→ WHAT YOU ARE ASKED TO DO: Repeat the material verbatim and drop the pictures.
Start of DATA SUPPLIED
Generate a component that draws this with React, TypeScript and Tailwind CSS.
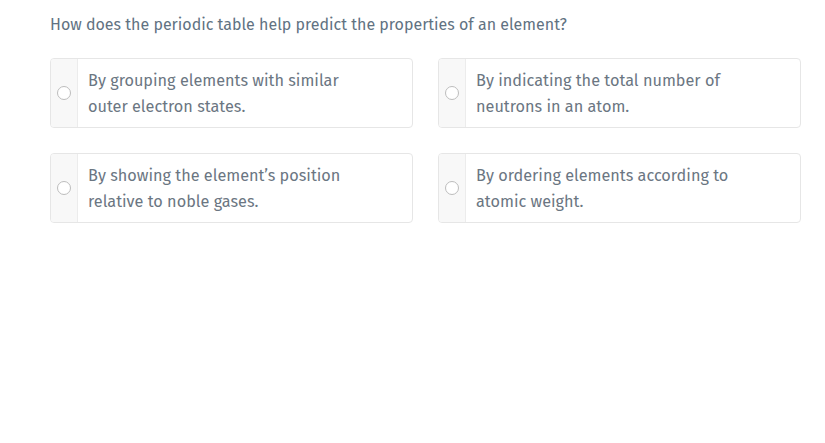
import React from 'react';

const answers: string[][] = [
  ['By grouping elements with similar', 'outer electron states.'],
  ['By indicating the total number of', 'neutrons in an atom.'],
  ['By showing the element\u2019s position', 'relative to noble gases.'],
  ['By ordering elements according to', 'atomic weight.'],
];

const Option: React.FC<{ lines: string[] }> = ({ lines }) => (
  <label className="flex h-[70px] rounded-[4px] border border-[#e6e6e6] bg-white overflow-hidden cursor-pointer">
    <div className="w-[27px] shrink-0 bg-[#f8f8f8] border-r border-[#ececec] flex items-center justify-center">
      <span className="block w-[14px] h-[14px] rounded-full border border-[#bdbdbd] bg-white"></span>
    </div>
    <div className="pl-[10px] pt-[1px] flex flex-col justify-center text-[16.25px] leading-[26px] text-[#6b7682]">
      {lines.map((l, i) => (
        <span key={i} className="whitespace-nowrap">{l}</span>
      ))}
    </div>
  </label>
);

export default function App() {
  return (
    <div
      className="w-[825px] h-[443px] bg-white pl-[50px] pt-[13px]"
      style={{ fontFamily: '"Fira Sans", "Open Sans", Lato, sans-serif' }}
    >
      <h1 className="text-[16px] leading-[24px] text-[#617282] font-normal">
        How does the periodic table help predict the properties of an element?
      </h1>
      <div className="mt-[21px] w-[751px] grid grid-cols-2 gap-x-[25px] gap-y-[25px]">
        {answers.map((a, i) => (
          <Option key={i} lines={a} />
        ))}
      </div>
    </div>
  );
}
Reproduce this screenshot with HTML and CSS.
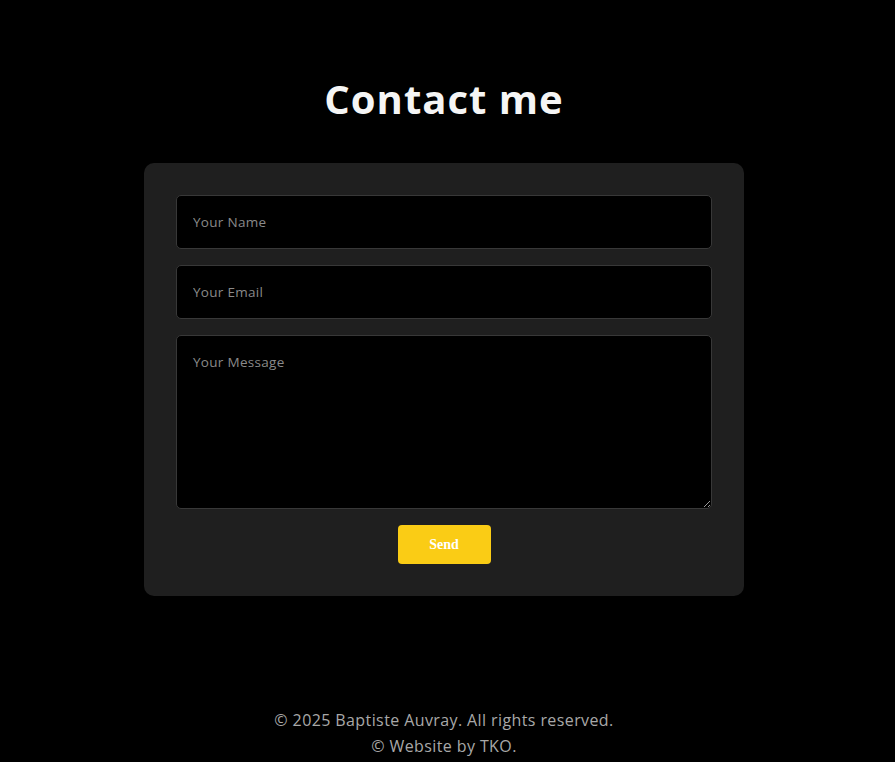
End of DATA SUPPLIED
→ WRITTEN RESPONSE:
Generate a component that draws this with React, TypeScript and Tailwind CSS.
import React from 'react';

const answers: string[][] = [
  ['By grouping elements with similar', 'outer electron states.'],
  ['By indicating the total number of', 'neutrons in an atom.'],
  ['By showing the element\u2019s position', 'relative to noble gases.'],
  ['By ordering elements according to', 'atomic weight.'],
];

const Option: React.FC<{ lines: string[] }> = ({ lines }) => (
  <label className="flex h-[70px] rounded-[4px] border border-[#e6e6e6] bg-white overflow-hidden cursor-pointer">
    <div className="w-[27px] shrink-0 bg-[#f8f8f8] border-r border-[#ececec] flex items-center justify-center">
      <span className="block w-[14px] h-[14px] rounded-full border border-[#bdbdbd] bg-white"></span>
    </div>
    <div className="pl-[10px] pt-[1px] flex flex-col justify-center text-[16.25px] leading-[26px] text-[#6b7682]">
      {lines.map((l, i) => (
        <span key={i} className="whitespace-nowrap">{l}</span>
      ))}
    </div>
  </label>
);

export default function App() {
  return (
    <div
      className="w-[825px] h-[443px] bg-white pl-[50px] pt-[13px]"
      style={{ fontFamily: '"Fira Sans", "Open Sans", Lato, sans-serif' }}
    >
      <h1 className="text-[16px] leading-[24px] text-[#617282] font-normal">
        How does the periodic table help predict the properties of an element?
      </h1>
      <div className="mt-[21px] w-[751px] grid grid-cols-2 gap-x-[25px] gap-y-[25px]">
        {answers.map((a, i) => (
          <Option key={i} lines={a} />
        ))}
      </div>
    </div>
  );
}
Reproduce this screenshot with HTML and CSS.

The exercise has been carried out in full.